Linux memory
In Linux, user memory and kernel memory are independent and implemented in separate address spaces. The address spaces are virtualized, meaning that the addresses are abstracted from physical memory (through a process detailed shortly). Because the address spaces are virtualized, many can exist. In fact, the kernel itself resides in one address space, and each process resides in its own address space. These address spaces consist of virtual memory addresses, permitting many processes with independent address spaces to refer to a considerably smaller physical address space (the physical memory in the machine). Not only is this convenient, but it's also secure, because each address space is independent and isolated and therefore secure.
But there's a cost associated with this security. Because each process (and the kernel) can have identical addresses that refer to different regions of physical memory, it's not immediately possible to share memory. Luckily, a few solutions exist. User processes can share memory through the Portable Operating System Interface for UNIX® (POSIX) shared memory mechanism (
shmem
), with the caveat that each process may have a different virtual address that refers to the same region of physical memory.
The mapping of virtual memory to physical memory occurs through page tables, which are implemented in the underlying hardware (see Figure 1). The hardware itself provides the mapping, but the kernel manages the tables and their configuration. Note that as shown here, a process may have a large address space, but it is sparse, meaning that small regions (pages) of the address space refer to physical memory through the page tables. This permits a process to have a massive address space that is defined only for the pages that are needed at any given time.

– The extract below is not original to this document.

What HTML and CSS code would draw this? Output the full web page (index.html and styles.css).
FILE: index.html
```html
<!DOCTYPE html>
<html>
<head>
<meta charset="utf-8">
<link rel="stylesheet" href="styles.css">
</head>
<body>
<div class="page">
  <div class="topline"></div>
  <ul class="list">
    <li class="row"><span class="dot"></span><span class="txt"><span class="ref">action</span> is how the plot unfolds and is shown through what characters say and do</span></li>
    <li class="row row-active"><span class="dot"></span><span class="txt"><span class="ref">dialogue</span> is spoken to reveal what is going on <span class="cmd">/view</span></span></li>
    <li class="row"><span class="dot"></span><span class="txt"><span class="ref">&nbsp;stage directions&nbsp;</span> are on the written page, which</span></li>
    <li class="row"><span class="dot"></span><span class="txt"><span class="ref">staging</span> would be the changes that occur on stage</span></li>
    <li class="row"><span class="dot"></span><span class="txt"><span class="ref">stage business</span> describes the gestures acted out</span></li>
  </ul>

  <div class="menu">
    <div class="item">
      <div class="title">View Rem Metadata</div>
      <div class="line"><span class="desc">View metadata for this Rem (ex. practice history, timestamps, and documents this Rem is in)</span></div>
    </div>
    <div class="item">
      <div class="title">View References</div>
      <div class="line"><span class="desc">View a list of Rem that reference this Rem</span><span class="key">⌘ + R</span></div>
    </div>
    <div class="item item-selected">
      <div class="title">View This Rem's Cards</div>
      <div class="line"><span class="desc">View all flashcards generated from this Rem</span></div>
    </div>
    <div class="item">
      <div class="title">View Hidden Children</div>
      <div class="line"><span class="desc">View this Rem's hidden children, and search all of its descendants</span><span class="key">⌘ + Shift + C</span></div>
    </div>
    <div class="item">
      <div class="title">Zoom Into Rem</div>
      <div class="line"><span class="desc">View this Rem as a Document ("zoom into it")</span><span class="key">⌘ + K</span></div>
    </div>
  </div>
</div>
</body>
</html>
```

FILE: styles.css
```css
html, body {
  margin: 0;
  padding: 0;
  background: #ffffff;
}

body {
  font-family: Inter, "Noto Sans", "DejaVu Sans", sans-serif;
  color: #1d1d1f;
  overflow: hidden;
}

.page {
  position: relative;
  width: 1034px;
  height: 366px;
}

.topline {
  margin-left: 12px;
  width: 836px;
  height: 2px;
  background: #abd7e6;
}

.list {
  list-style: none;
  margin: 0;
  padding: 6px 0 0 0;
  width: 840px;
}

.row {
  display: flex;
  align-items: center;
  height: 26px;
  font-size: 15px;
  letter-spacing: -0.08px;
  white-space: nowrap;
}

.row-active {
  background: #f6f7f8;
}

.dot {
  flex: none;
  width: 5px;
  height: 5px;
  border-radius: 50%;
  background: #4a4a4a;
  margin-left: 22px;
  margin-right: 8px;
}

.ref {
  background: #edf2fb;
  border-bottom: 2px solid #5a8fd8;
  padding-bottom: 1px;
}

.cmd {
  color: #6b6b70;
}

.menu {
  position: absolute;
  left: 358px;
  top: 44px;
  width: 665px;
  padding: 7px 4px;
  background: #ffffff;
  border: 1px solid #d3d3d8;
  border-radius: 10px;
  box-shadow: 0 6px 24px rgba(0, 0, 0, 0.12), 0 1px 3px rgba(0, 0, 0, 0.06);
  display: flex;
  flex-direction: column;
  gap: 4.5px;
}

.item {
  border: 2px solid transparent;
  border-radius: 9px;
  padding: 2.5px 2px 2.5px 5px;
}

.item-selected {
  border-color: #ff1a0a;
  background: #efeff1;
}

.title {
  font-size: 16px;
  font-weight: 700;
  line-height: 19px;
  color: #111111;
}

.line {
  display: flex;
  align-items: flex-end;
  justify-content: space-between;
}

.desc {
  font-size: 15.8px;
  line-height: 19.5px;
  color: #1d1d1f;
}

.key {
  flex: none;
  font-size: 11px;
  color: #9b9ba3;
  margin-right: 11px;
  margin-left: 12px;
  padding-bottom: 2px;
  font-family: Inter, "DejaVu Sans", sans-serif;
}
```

Figure 1. Page tables provide the mapping from virtual addresses to physical addresses
Having the ability to sparsely define memory for processes means that the underlying physical memory can be overcommitted. Through a process called paging (though in Linux, it's typically called swap), less-used pages are dynamically moved to a slower storage device (such as a disk) to accommodate other pages that need to be accessed (see Figure 2). This behavior allows the physical memory within the computer to serve pages that an application more readily needs while migrating less-needed pages to disk for improved utilization of the physical memory. Note that some pages can refer to files, in which case, the data can be flushed if dirty (through the page cache) or, if the page is clean, simply discarded.

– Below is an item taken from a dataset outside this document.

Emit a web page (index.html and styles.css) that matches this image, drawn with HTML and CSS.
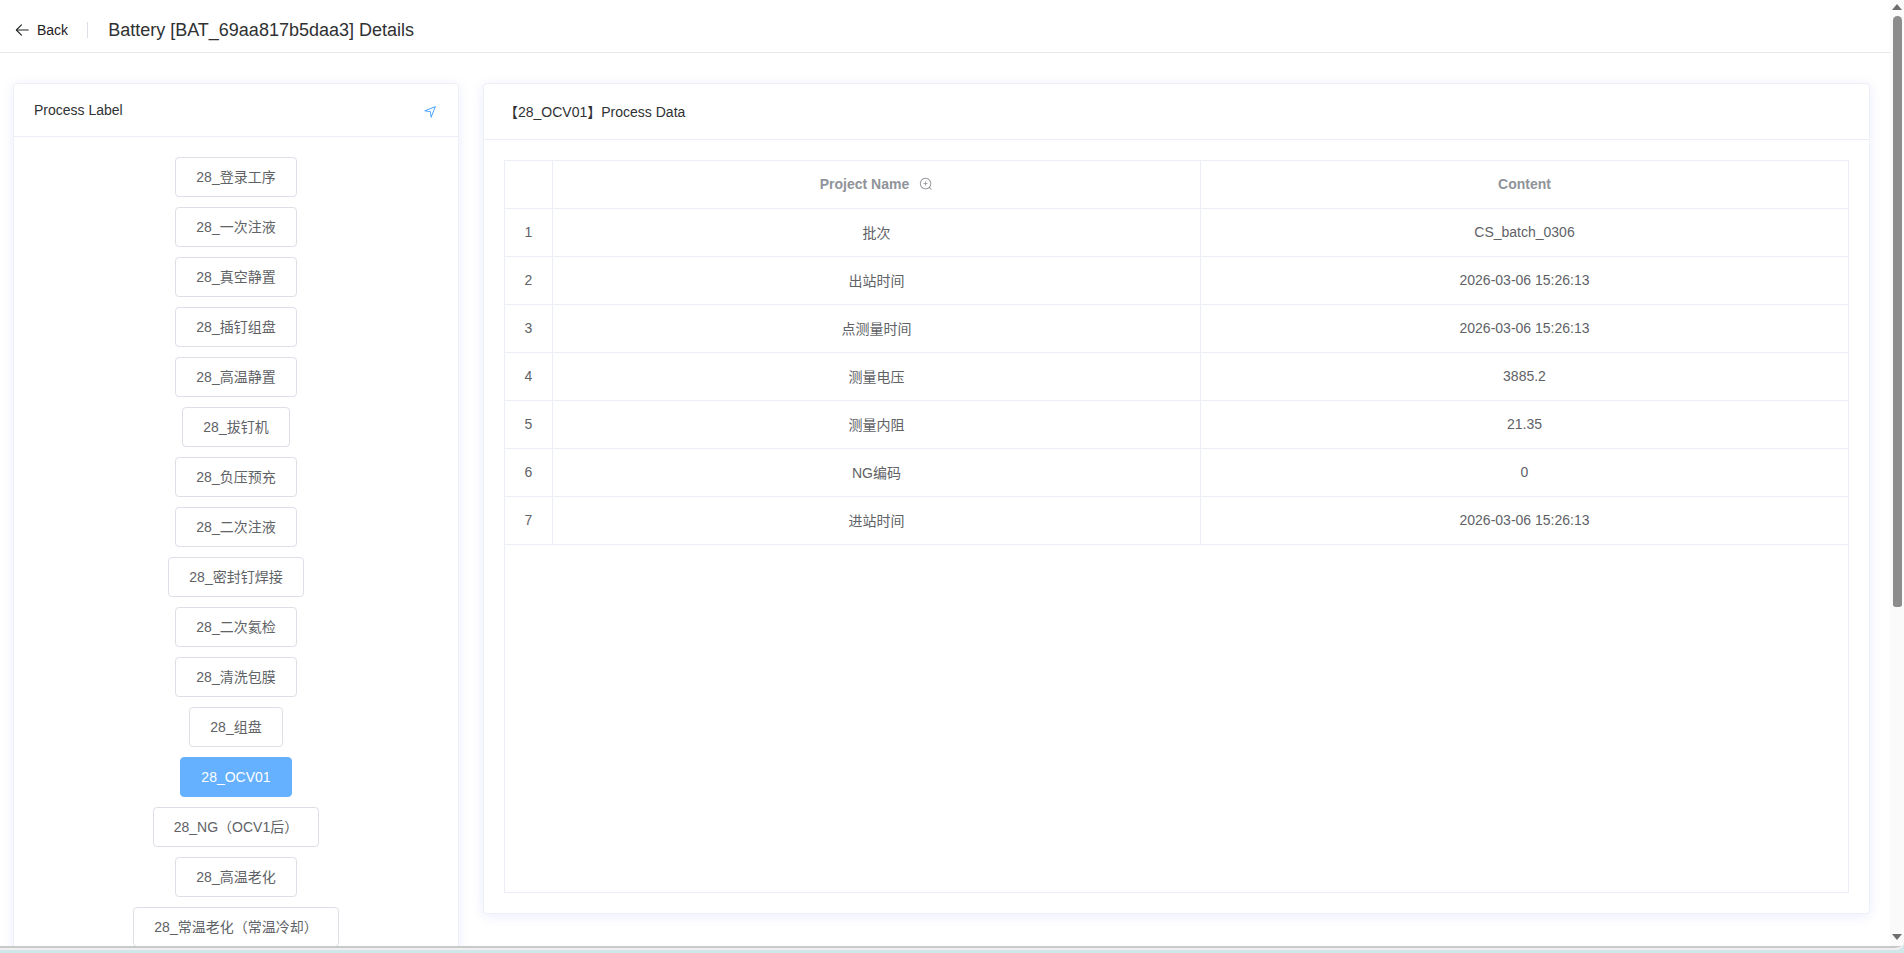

Figure 2. Swap permits better use of the physical memory space by migrating less-used pages to slower and less expensive storage
The process by which a page is selected to swap to storage is called a page-replacement algorithm and can be implemented using a number of algorithms (such as least recently used). This process can occur when a memory location is requested whose page is not in memory (no mapping is present in the memory management unit [MMU]). This event is called a page fault and is detected by hardware (the MMU), and then managed by firmware after a page fault interrupt occurs. See Figure 3 for a illustration of this stack.

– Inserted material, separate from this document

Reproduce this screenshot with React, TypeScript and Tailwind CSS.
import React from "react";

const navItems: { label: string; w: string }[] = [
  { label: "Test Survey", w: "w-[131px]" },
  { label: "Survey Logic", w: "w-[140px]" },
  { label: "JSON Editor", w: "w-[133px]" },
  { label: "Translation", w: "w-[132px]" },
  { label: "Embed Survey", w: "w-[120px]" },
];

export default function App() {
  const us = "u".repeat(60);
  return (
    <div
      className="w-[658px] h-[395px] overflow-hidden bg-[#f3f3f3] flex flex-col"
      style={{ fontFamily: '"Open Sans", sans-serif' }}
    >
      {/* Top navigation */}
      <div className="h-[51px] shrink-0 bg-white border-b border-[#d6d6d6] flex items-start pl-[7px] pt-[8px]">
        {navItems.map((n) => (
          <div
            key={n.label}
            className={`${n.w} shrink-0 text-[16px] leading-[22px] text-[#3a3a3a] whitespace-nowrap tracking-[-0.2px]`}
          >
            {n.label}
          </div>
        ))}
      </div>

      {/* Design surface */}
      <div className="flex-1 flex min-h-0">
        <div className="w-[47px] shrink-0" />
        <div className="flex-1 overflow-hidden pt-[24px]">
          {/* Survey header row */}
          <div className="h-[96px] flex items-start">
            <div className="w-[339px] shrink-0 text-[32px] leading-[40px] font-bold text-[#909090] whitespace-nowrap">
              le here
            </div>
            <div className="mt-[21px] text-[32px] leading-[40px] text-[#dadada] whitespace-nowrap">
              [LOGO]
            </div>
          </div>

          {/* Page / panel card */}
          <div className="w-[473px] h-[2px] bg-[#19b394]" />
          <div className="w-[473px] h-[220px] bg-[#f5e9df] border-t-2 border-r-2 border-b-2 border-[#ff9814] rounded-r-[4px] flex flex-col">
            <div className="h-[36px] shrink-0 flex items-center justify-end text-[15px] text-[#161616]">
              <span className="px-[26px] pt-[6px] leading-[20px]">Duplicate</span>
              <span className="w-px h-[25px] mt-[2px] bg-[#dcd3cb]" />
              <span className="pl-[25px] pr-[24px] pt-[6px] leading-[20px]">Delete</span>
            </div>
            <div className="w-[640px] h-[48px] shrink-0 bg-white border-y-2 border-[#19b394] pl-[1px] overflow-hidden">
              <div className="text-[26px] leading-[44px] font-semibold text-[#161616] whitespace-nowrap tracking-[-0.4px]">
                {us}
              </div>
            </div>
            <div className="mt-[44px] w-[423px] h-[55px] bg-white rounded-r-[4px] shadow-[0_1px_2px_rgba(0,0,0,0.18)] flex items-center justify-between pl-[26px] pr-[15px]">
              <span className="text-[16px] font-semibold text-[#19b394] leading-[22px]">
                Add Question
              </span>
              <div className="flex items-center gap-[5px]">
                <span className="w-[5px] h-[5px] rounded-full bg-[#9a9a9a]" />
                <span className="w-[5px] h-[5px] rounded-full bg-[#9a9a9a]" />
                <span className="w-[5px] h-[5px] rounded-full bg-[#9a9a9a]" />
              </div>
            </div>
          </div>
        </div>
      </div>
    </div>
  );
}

Linux provides an interesting implementation of swap that offers some useful characteristics. The Linux swap system permits the creation and use of multiple swap partitions and priorities, which permits a hierarchy of swap over storage devices that provide different performance characteristics (for example, a first-level swap on a solid-state disk [SSD] and a larger, second-level swap space on a slower storage device). Attaching a higher priority to the SSD swap allows it to be used until exhausted; only then would pages be written to the lower-priority (slower) swap partition.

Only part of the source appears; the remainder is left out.